Choose the Loupe tool by hitting “p” on the keyboard or selecting it from the cursor tools.
Click and hold on the sharper images indicated by the Focus Mask to verify.
This method gives you a rapid workflow to verify and choose the images with the most accurate focus. Additionally you could use the Star Rating tags OR colour tags to mark those that you have selected.
– Use 1 -5 on the keyboard for a rating of 1 to 5 stars.
– Use the ‘+’ key to tag an image as Green.
All the best,
Niels
The Image Quality Professor
The digital pioneer, Niels V. Knudsen, is Phase One’s Image Quality Professor and founder of the IQP blog. Moreover, he is responsible for breakthrough advancements in image quality both in Phase One’s medium format camera systems and in Capture One Pro.
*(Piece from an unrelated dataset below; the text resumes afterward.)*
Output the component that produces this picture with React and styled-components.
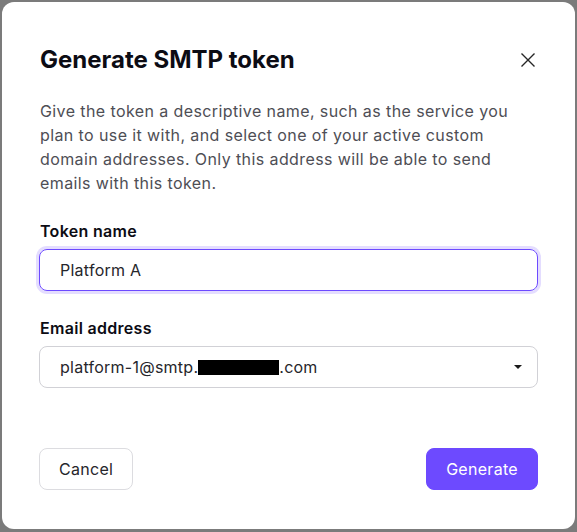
import React from 'react'
import styled, { createGlobalStyle } from 'styled-components'

const Global = createGlobalStyle`
  html, body {
    margin: 0;
    padding: 0;
    background: #7b7b7b;
    font-family: Inter, "Noto Sans", sans-serif;
  }
  * {
    box-sizing: border-box;
  }
`

const Backdrop = styled.div`
  width: 577px;
  height: 532px;
  padding: 2px 2px 3px 2px;
`

const Modal = styled.div`
  height: 100%;
  background: #fff;
  border-radius: 12px;
  padding: 44px 37px 39px 37px;
  display: flex;
  flex-direction: column;
`

const Header = styled.div`
  display: flex;
  align-items: center;
  justify-content: space-between;
  height: 28px;
`

const Title = styled.h2`
  margin: 0 0 0 1px;
  font-size: 24px;
  line-height: 28px;
  font-weight: 700;
  color: #0c0c14;
`

const Close = styled.button`
  border: 0;
  background: none;
  padding: 0;
  margin-right: 2px;
  width: 16px;
  height: 16px;
  display: flex;
  align-items: center;
  justify-content: center;
  color: #262626;
`

const Description = styled.p`
  margin: 25px 0 0 1px;
  font-size: 16px;
  line-height: 24px;
  letter-spacing: 0.4px;
  color: #4e4e55;
`

const Field = styled.div`
  display: flex;
  flex-direction: column;
  margin-top: ${props => props.top}px;
`

const Label = styled.label`
  font-size: 16px;
  line-height: 24px;
  font-weight: 600;
  letter-spacing: 0.3px;
  color: #0c0c14;
  margin: 0 0 6px 1px;
`

const Input = styled.div`
  height: 42px;
  border: 1px solid ${props => (props.focused ? '#6d4aff' : '#d1d1d6')};
  border-radius: 8px;
  box-shadow: ${props => (props.focused ? '0 0 0 3px #e4ddff' : 'none')};
  display: flex;
  align-items: center;
  justify-content: space-between;
  padding: 0 14px 0 20px;
  font-size: 16px;
  letter-spacing: 0.25px;
  color: #26262b;
`

const Redacted = styled.span`
  display: inline-block;
  width: 81px;
  height: 15px;
  background: #000;
  vertical-align: -2px;
`

const Footer = styled.div`
  margin-top: auto;
  display: flex;
  justify-content: space-between;
`

const Button = styled.button`
  height: 42px;
  padding: 0 19px;
  border-radius: 8px;
  font-family: inherit;
  font-size: 16px;
  letter-spacing: 0.3px;
  border: 1px solid ${props => (props.primary ? '#6d4aff' : '#dcdce0')};
  background: ${props => (props.primary ? '#6d4aff' : '#fff')};
  color: ${props => (props.primary ? '#fff' : '#26262b')};
`

const App = () => (
  <Backdrop>
    <Global />
    <Modal>
      <Header>
        <Title>Generate SMTP token</Title>
        <Close aria-label="Close">
          <svg width="16" height="16" viewBox="0 0 16 16">
            <path d="M1.5 1.5 L14.5 14.5 M14.5 1.5 L1.5 14.5" stroke="currentColor" strokeWidth="1.4" fill="none" />
          </svg>
        </Close>
      </Header>
      <Description>
        Give the token a descriptive name, such as the service you plan to use it with, and select one of your
        active custom domain addresses. Only this address will be able to send emails with this token.
      </Description>
      <Field top={24}>
        <Label>Token name</Label>
        <Input focused>Platform A</Input>
      </Field>
      <Field top={25}>
        <Label>Email address</Label>
        <Input>
          <span>
            platform-1@smtp.<Redacted />.com
          </span>
          <svg width="10" height="6" viewBox="0 0 10 6">
            <path d="M1 1 L9 1 L5 5 Z" fill="#1a1a1a" />
          </svg>
        </Input>
      </Field>
      <Footer>
        <Button>Cancel</Button>
        <Button primary>Generate</Button>
      </Footer>
    </Modal>
  </Backdrop>
)

export default App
It might be worth mentioning that it only seems to work for RAW images, not JPEGS
Yes, it seems to be not working with JPGs. Quite a disappointment.
Hi Conrad,
We need the RAW data to make a good interpretation of focus. It would not be at all accurate on a JPEG file.
David
It seems that focus mask doesn’t work on Panasonic RAW file too, isn’t it?
There is a way to fix it?
Hi Marco,
Yes, unfortunately yes, due to the way the Panasonic RAW file is assembled, the Focus Mask algorithm won’t function.
David
It would be fantastic if focus mask was included in Media Pro, not just Capture One — Media Pro is really helpful when it comes to organizing and culling images, and focus mask would be an essential tool, especially with medium format and high-megapixel cameras like D800.
New to C1, loving the program, working with Fujifilm RAF files…getting inconsistent results with Focus Mask. Thoughts please?
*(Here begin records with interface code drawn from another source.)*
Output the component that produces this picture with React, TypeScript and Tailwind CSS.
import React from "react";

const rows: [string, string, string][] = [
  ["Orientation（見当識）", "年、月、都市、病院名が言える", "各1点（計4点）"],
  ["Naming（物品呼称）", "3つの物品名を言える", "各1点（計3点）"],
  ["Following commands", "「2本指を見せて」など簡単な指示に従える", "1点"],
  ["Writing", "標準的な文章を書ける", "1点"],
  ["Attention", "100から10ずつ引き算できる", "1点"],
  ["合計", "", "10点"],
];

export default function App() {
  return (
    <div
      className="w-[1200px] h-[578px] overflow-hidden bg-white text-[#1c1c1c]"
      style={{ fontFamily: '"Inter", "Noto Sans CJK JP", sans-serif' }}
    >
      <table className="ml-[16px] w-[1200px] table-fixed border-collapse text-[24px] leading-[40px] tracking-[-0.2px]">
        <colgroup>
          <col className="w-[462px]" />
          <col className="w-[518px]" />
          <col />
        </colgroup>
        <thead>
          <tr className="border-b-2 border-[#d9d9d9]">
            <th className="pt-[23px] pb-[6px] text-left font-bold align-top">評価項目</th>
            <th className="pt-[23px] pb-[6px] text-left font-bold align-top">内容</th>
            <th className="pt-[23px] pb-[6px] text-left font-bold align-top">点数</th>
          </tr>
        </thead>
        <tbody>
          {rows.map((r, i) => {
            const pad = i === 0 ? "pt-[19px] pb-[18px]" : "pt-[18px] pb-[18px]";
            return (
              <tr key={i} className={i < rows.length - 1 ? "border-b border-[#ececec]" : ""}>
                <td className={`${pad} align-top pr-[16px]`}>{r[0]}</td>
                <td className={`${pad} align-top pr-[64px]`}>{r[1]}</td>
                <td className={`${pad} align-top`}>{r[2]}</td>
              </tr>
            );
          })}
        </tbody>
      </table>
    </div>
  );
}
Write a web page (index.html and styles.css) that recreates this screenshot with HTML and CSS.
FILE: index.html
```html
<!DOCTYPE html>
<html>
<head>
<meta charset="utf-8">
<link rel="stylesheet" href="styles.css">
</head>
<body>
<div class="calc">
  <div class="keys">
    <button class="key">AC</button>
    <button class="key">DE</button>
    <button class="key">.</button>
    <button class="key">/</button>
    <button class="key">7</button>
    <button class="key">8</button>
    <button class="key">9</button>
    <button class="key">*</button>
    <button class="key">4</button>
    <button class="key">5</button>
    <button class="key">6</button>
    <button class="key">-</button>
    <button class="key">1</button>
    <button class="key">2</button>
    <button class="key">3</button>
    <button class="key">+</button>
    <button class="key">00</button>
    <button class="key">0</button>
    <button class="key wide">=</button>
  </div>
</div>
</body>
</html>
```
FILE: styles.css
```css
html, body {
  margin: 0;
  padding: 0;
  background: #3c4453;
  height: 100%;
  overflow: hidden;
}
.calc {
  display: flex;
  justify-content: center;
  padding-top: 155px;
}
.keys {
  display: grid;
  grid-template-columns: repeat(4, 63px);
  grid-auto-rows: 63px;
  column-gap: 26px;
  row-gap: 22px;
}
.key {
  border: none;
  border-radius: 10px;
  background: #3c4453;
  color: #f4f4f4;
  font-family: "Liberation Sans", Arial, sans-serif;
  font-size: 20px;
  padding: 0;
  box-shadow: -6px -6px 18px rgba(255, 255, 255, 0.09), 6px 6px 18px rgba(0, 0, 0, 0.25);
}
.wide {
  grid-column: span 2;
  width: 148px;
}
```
just one question about focus mask.
how its possible that some images are marked in green by the tools even the out of focus zone. i saw this with my camera and also in david webinar ?
regards
The focus tool works by examining pixels and making a best judgement. Of course that judgement is not sometimes 100% perfect but it can still be huge time saver.
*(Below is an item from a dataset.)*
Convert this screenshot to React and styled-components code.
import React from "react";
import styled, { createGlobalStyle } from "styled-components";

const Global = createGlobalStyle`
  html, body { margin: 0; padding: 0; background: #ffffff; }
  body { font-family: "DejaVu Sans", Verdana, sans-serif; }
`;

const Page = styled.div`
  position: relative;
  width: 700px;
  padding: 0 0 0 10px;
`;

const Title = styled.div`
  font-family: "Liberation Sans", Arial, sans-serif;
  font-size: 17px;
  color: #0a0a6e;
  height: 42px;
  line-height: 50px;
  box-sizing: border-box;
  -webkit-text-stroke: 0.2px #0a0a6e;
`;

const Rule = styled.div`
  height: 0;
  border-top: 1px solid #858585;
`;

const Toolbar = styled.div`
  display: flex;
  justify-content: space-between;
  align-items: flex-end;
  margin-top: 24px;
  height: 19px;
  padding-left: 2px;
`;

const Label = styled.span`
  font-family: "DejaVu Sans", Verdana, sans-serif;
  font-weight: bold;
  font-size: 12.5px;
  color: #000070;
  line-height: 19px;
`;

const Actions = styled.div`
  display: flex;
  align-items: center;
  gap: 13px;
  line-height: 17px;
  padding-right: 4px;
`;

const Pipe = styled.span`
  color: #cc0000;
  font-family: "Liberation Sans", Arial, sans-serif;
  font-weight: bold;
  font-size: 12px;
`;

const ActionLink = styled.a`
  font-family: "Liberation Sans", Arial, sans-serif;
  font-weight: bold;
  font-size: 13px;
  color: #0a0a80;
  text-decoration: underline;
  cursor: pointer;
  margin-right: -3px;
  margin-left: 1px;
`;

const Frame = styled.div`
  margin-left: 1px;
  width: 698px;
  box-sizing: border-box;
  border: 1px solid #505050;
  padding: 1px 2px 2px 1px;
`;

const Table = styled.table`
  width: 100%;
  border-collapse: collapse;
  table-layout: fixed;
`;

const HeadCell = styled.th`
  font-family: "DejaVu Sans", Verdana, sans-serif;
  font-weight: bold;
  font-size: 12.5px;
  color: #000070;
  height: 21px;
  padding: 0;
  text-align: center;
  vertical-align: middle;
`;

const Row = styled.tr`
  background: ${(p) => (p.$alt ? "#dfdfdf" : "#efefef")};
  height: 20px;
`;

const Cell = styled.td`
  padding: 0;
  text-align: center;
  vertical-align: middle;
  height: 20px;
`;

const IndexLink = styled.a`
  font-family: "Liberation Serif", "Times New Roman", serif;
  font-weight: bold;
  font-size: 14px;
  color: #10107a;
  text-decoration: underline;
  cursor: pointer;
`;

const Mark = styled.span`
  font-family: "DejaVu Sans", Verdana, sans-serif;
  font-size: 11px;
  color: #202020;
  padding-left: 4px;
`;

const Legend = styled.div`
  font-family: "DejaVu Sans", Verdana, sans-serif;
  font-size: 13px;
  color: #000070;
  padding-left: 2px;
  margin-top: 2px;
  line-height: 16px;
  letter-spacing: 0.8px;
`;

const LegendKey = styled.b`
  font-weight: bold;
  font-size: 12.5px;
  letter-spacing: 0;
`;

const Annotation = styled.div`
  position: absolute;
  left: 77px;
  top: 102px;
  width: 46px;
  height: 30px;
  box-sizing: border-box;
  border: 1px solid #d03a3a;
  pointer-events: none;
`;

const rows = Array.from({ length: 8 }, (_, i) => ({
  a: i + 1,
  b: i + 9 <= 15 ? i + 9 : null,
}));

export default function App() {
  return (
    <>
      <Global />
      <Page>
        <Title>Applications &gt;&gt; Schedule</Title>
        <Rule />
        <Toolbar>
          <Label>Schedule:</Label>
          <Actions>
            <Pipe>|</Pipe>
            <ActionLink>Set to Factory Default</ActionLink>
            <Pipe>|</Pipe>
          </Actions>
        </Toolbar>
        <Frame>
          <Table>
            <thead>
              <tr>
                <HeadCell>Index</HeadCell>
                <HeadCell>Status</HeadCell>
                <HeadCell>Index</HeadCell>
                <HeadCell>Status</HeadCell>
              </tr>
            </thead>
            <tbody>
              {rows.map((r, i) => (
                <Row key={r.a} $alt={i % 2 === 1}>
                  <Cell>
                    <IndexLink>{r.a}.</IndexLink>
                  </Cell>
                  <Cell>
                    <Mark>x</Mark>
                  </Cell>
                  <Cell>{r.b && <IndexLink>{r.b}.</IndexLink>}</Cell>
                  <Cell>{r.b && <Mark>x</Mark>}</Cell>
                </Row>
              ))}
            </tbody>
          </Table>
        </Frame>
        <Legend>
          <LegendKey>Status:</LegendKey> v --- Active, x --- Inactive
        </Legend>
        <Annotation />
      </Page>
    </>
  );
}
Does the focus mask work on Olympus ORF raw files? I can’t get it to work?
Hi Joe,
It should do. Drop support a message if you are having an issue.
Davod
Great — now where can I see where I actually focused? Focus mask provides me with this green stuff over a landscape and says that foreground and background are in focus (mountain in background and tree in foreground) when I know that this is not actually possible — or when I actually need to be a lot more discerning for my work than an “its passable”… so I want to know where I set the focus so that I can work from there… This used to be simple in Aperture!
Hi Jacob,
Have you tried changing the threshold of the focus mask?